Agreed. It's something I'd love to try writing, or love to support the writing of.
However the paranoid in my head is pointing out I've never written anything for an RPG before, and the Traveller Trillion Credit Squadron is sufficiently iconic that someone screwing it up would probably be hunted down and beaten senseless...not least by me.
Which would make hiding difficult to say the least.
One thing I would strongly suggest is that whoever takes a shot at this seriously consider adding a few intermediate levels. As we've seen here, the billion-credit level will probably work out to something on the order of a kiloton squadron - one ship to probably not more than about eight very small ships. A trillion-credit "squadron", however, is probably going to involve several battleship-scale ships, plus several more smaller ships - an order of battle which could reasonably include thirty to forty main combatants on each side. (This is why I put "squadron" in quotes; this is more properly a task force or more.) And if a designer used ships the size we've seen here exclusively, that TO would run to more than a thousand ships.
Indeed.
I'd also like to see some system for offsetting the capabilities of each side - say, allowing one side a higher budget in return for the other side getting access to higher technology, or similar adjustments. Such balancing is beyond my design abilities, though, so I'm hoping someone with a better grasp of the system will take a crack at it.
The other thing would be including a degree of 'off-screen' resolution - if I've spent 1 TCr on ships, with anything from 100 to 1000 ships depending on size, you have a truly ridiculous fighting force at your disposal.
The original Trillion Credit Squadron included 'statistical combat resolution' but that's not much more than what is now included in the Barrage rules.
What you really need is some subordinate NPCs in your fleet - such that you can say 'whilst I take some cruisers over here, Commodore Jeff and a dozen gunned-up S-Types will jump to this system and play merry hell with the supply lines".
Resolution can be done in much the same way as the ticket resolution in Mercenary - a few skill checks which result in casualties or damage to/loss of/capture of a proportion of the ships you send.

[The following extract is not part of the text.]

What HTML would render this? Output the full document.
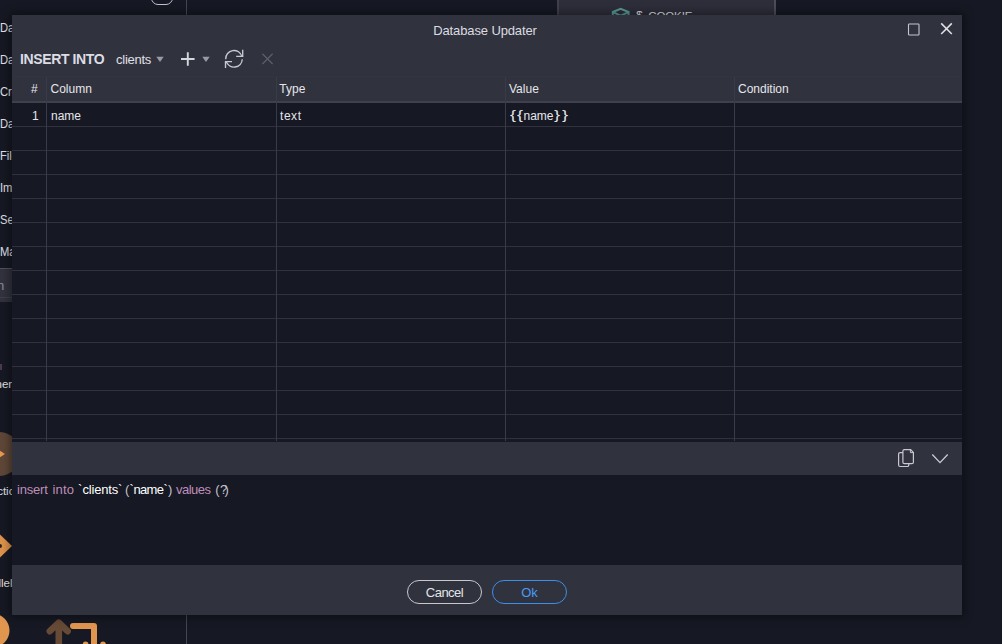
<!DOCTYPE html>
<html><head><meta charset="utf-8">
<style>
*{box-sizing:border-box;margin:0;padding:0}
html,body{width:1002px;height:644px;overflow:hidden;background:#161823;font-family:"Liberation Sans",sans-serif;color:#e4e4e8}
.abs{position:absolute}
#dlg{position:absolute;left:12px;top:15px;width:950px;height:600px;background:#30323e;box-shadow:0 0 9px 2px rgba(0,0,0,.42)}
#title{position:absolute;left:0;top:0;width:946px;height:31px;line-height:31px;text-align:center;font-size:13px;letter-spacing:-0.12px;color:#dcdce0}
#grid{position:absolute;left:0;top:61px;width:950px;height:366px;background:#161823;overflow:hidden}
#ghead{position:absolute;left:0;top:0;width:950px;height:27px;background:#30323e;border-top:1px solid #32343f;border-bottom:2px solid #3f404d}
.hl{position:absolute;left:0;width:950px;height:1px;background:#30313d}
.vl{position:absolute;top:1px;width:1px;height:364px;background:#3a3b48}
.br{transform:scaleX(1.5);transform-origin:0 0}
.t{position:absolute;font-size:12px;line-height:14px;white-space:nowrap;color:#e6e6ea}
#bar{position:absolute;left:0;top:427px;width:950px;height:33px;background:#30323e}
#sql{position:absolute;left:0;top:460px;width:950px;height:90px;background:#161823}
#sql span{position:absolute;top:7px;font-size:13px;line-height:16px;white-space:nowrap}
.kw{color:#bf8fba}.id{color:#ffffff}.pn{color:#c4c4cc}
#foot{position:absolute;left:0;top:550px;width:950px;height:50px;background:#30323e}
.btn{position:absolute;top:15px;height:24px;width:75px;border-radius:12px;border:1px solid #c8c8cc;font-size:13px;line-height:23px;text-align:center;color:#e4e4e8}
.lt{position:absolute;left:0px;margin-top:-1px;transform:scaleX(.86);transform-origin:0 0;font-size:13px;line-height:16px;color:#e2e2e6;white-space:nowrap}
svg{position:absolute;overflow:visible}
</style></head><body>
<!-- background page fragments -->
<div class="abs" style="left:186px;top:0;width:1px;height:644px;background:#454653"></div>
<div class="abs" style="left:150.5px;top:-16px;width:22px;height:21px;border:1.2px solid #c4c4cc;border-radius:7px"></div>
<div class="abs" style="left:557px;top:0;width:219px;height:20px;background:#2d2e3a;border-left:2px solid #3f404c;border-right:2px solid #4b4c5a"></div>
<svg style="left:0;top:0" width="1002" height="20"><path d="M612.8 15V12L620.6 8.8L628.6 12V15M614 12.6L620.6 15.6L627.5 12.6" fill="none" stroke="#5a9a94" stroke-width="2"/></svg>
<div class="abs" style="left:636.3px;top:7px;font-size:11.5px;line-height:16px;color:#e4e4e8">$</div>
<div class="abs" style="left:648.2px;top:8px;font-size:11.5px;line-height:16px;color:#e4e4e8;letter-spacing:-0.1px">COOKIE</div>
<div class="lt" style="top:21px">Database</div>
<div class="lt" style="top:53px">Database</div>
<div class="lt" style="top:85px">Cron</div>
<div class="lt" style="top:117px">Database</div>
<div class="lt" style="top:149px">Files</div>
<div class="lt" style="top:181px">Image</div>
<div class="lt" style="top:213px">Server</div>
<div class="lt" style="top:245px">Mail</div>
<div class="abs" style="left:0;top:268px;width:12px;height:34px;background:#31323e;border-top:1px solid #50515d"></div>
<div class="abs" style="left:0;top:297px;width:12px;height:1px;background:#3e3f4b"></div>
<div class="abs" style="left:-3px;top:278px;font-size:13px;line-height:16px;color:#8e8e96">n</div>
<div class="abs" style="left:0;top:364px;width:2px;height:6px;background:#4a3a52"></div>
<div class="abs" style="left:-4.5px;top:376.5px;font-size:11.5px;line-height:14px;color:#e2e2e6">ner</div>
<div class="abs" style="left:-23px;top:432px;width:44px;height:44px;border-radius:22px;background:#5f4738"></div>
<svg style="left:0;top:0" width="120" height="644">
 <path d="M-2 449.5L5 454L-2 458.5Z" fill="#e8994e"/>
 <path d="M-2 532.5L12 546L-2 559.5Z" fill="#dd924b"/>
 <circle cx="0" cy="546" r="2" fill="#2a2023"/>
 <circle cx="-7.5" cy="630.5" r="17" fill="#e0964f"/>
 <path d="M58.8 650V624M49.8 631.2L58.8 622.7L67.6 631.2" fill="none" stroke="#664a36" stroke-width="6.6" stroke-linecap="round" stroke-linejoin="round"/>
 <path d="M73 626H94V650" fill="none" stroke="#e0964f" stroke-width="6" stroke-linecap="round" stroke-linejoin="round"/>
 <circle cx="85.6" cy="644.3" r="2.8" fill="#e0964f"/><circle cx="103" cy="644.3" r="2.8" fill="#e0964f"/>
</svg>
<div class="abs" style="left:-10.5px;top:484px;font-size:11.5px;line-height:14px;color:#e2e2e6">Actions</div>
<div class="abs" style="left:-1.5px;top:576px;font-size:11.5px;line-height:14px;color:#e2e2e6">llel</div>

<div id="dlg">
 <div id="title">Database Updater</div>
 <!-- window buttons -->
 <svg style="left:0;top:0" width="950" height="45">
  <rect x="896.5" y="9" width="10.5" height="11" rx="0.8" fill="none" stroke="#c6c6ce" stroke-width="1.1"/>
  <path d="M929.2 8.4L939.8 19M939.8 8.4L929.2 19" stroke="#dedee4" stroke-width="1.6" fill="none"/>
 </svg>
 <!-- toolbar -->
 <div class="abs" style="left:8px;top:36px;font-size:14px;line-height:16px;font-weight:bold;color:#dcdce4;letter-spacing:-0.38px;white-space:nowrap">INSERT INTO</div>
 <div class="abs" style="left:104px;top:36.5px;font-size:13px;line-height:16px;color:#e0e0e6;letter-spacing:-0.25px">clients</div>
 <svg style="left:0;top:30px" width="300" height="30">
  <path d="M144.3 11.8H151.7L148 16.9Z" fill="#9a9aa4"/>
  <path d="M169 14H182.6M175.8 7.2V20.8" stroke="#d6d6de" stroke-width="1.9" fill="none"/>
  <path d="M190.3 11.8H197.7L194 16.9Z" fill="#9a9aa4"/>
  <!-- refresh -->
  <g fill="none" stroke="#c8c8d0" stroke-width="1.35">
   <path d="M213.700 14.200A8.300 8.300 0 0 1 230 11.600"/>
   <path d="M230.700 4.800V11.400H224.200"/>
   <path d="M230.300 14.300A8.300 8.300 0 0 1 214.200 16.600"/>
   <path d="M213.500 23V16.600H220"/>
  </g>
  <path d="M250.4 8.8L260.6 19M260.6 8.8L250.4 19" stroke="#5c5d6a" stroke-width="1.3" fill="none"/>
 </svg>
 <div id="grid">
  <div id="ghead"></div>
  <div class="hl" style="top:50px"></div><div class="hl" style="top:74px"></div><div class="hl" style="top:98px"></div><div class="hl" style="top:122px"></div><div class="hl" style="top:146px"></div><div class="hl" style="top:170px"></div><div class="hl" style="top:194px"></div><div class="hl" style="top:218px"></div><div class="hl" style="top:242px"></div><div class="hl" style="top:266px"></div><div class="hl" style="top:290px"></div><div class="hl" style="top:314px"></div><div class="hl" style="top:338px"></div><div class="hl" style="top:362px"></div>
  <div class="vl" style="left:34px"></div><div class="vl" style="left:264px"></div><div class="vl" style="left:493px"></div><div class="vl" style="left:722px"></div>
  <div class="t" style="left:19px;top:6px">#</div>
  <div class="t" style="left:38.5px;top:6px">Column</div>
  <div class="t" style="left:267.3px;top:6px">Type</div>
  <div class="t" style="left:497px;top:6px">Value</div>
  <div class="t" style="left:726px;top:6px">Condition</div>
  <div class="t" style="left:20px;top:33px">1</div>
  <div class="t" style="left:39px;top:33px">name</div>
  <div class="t" style="left:268px;top:33px;letter-spacing:0.55px">text</div>
  <div class="t br" style="left:497.5px;top:32px">{</div><div class="t br" style="left:505.2px;top:32px">{</div><div class="t" style="left:511.5px;top:33px">name</div><div class="t br" style="left:542.3px;top:32px">}</div><div class="t br" style="left:550px;top:32px">}</div>
 </div>
 <div id="bar">
  <svg style="left:0;top:0" width="950" height="33">
   <g fill="none" stroke="#c8c8d0" stroke-width="1.2">
    <path d="M892.4 7.600H898.600L901.400 10.400V20.200A1.500 1.500 0 0 1 899.900 21.700H892.400A1.500 1.500 0 0 1 890.900 20.200V9.100A1.500 1.500 0 0 1 892.400 7.600Z"/>
    <path d="M898.400 7.800V10.600H901.200" stroke-width="1"/>
    <path d="M890.900 10.600H888.100A1.500 1.500 0 0 0 886.600 12.100V23A1.500 1.500 0 0 0 888.100 24.500H895.300A1.500 1.500 0 0 0 896.800 23V21.700"/>
   </g>
   <path d="M920.300 12.500L928 20.600L935.700 12.500" fill="none" stroke="#ccccd4" stroke-width="1.3"/>
  </svg>
 </div>
 <div id="sql">
  <span class="kw" style="left:5px;letter-spacing:-0.2px">insert</span>
  <span class="kw" style="left:40.5px;letter-spacing:0.2px">into</span>
  <span class="id" style="left:66px">`</span>
  <span class="id" style="left:70.500px;letter-spacing:-0.2px">clients</span>
  <span class="id" style="left:106px">`</span>
  <span class="pn" style="left:113px">(</span>
  <span class="id" style="left:117.500px">`</span>
  <span class="id" style="left:121.500px;letter-spacing:-0.7px">name</span>
  <span class="id" style="left:151.500px">`</span>
  <span class="pn" style="left:156px">)</span>
  <span class="kw" style="left:164px;letter-spacing:-0.5px">values</span>
  <span class="pn" style="left:203.200px">(</span>
  <span class="pn" style="left:208px;letter-spacing:-0.5px">?</span>
  <span class="pn" style="left:212.600px">)</span>
 </div>
 <div id="foot">
  <div class="btn" style="left:395px;letter-spacing:-0.5px">Cancel</div>
  <div class="btn" style="left:480px;border-color:#3b8eea;color:#4a9cf5">Ok</div>
 </div>
</div>
</body></html>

Equally, really, really big fights can be modelled the same way - the 'main engagement' with the two player units, and several supporting 'background engagements' again resolved by a few die rolls.
Otherwise you can have quite a lot of thousands of structure points worth of ships in a single engagement - the rules set ceases to be fun at this point and becomes a case of rolling dice at something for hours until it falls over!
I'd like to see at least two intermediate levels, and preferably a few more. 1BCr - 10 BCr - 100BCr - 1TCr is reasonable, but still a bit granular.
Thing is, if you want to modify the price level, you can - describing those four levels is enough - it only really needs to be in the book if it affects the game rules or campaign rules.
So 1BCr rules will be different from 1TCr rules, because a 1TCr fleet comprises the entire navy and hence recruitment/construction during the campaign will be pushing the entire industrial capacity of a small empire, whilst at 1BCr level this can be more or less ignored - enough yard capacity can be found to allow you to build whatever you can afford.
I'd also like to see some system for offsetting the capabilities of each side - say, allowing one side a higher budget in return for the other side getting access to higher technology, or similar adjustments. Such balancing is beyond my design abilities, though, so I'm hoping someone with a better grasp of the system will take a crack at it.
Cost-to-tech balances already exist - for the most part - in terms of advanced and primitive spacecraft. With &*?!! particle beams being so low-tech the one classic problem of literally not being able to hurt an enemy goes away, so it's not a problem.
Cost-to-crew-quality is a different matter; there's a few tables in Dilettante that describe hiring minions of different quality - it'd be good do be able to recruit an 'elite' squadron or something, and/or get a number of named characters to lead big ships or groups. Especially in big Barrage fights, a few extra points of crew skill can make all the difference.
Something akin to the mission generation tables in High Guard would be good - effectively some scenario tables to determine who gets the jump on who and in what circumstances (rearming/refuelling/etc).
Lastly, a few odds and ends of new kit couldn't hurt..I can think of a few fleet-level items (ELINT gear, area point defence, dry-dock ships, replenishment-whilst-underway of spares, ammo, and fuel, etc).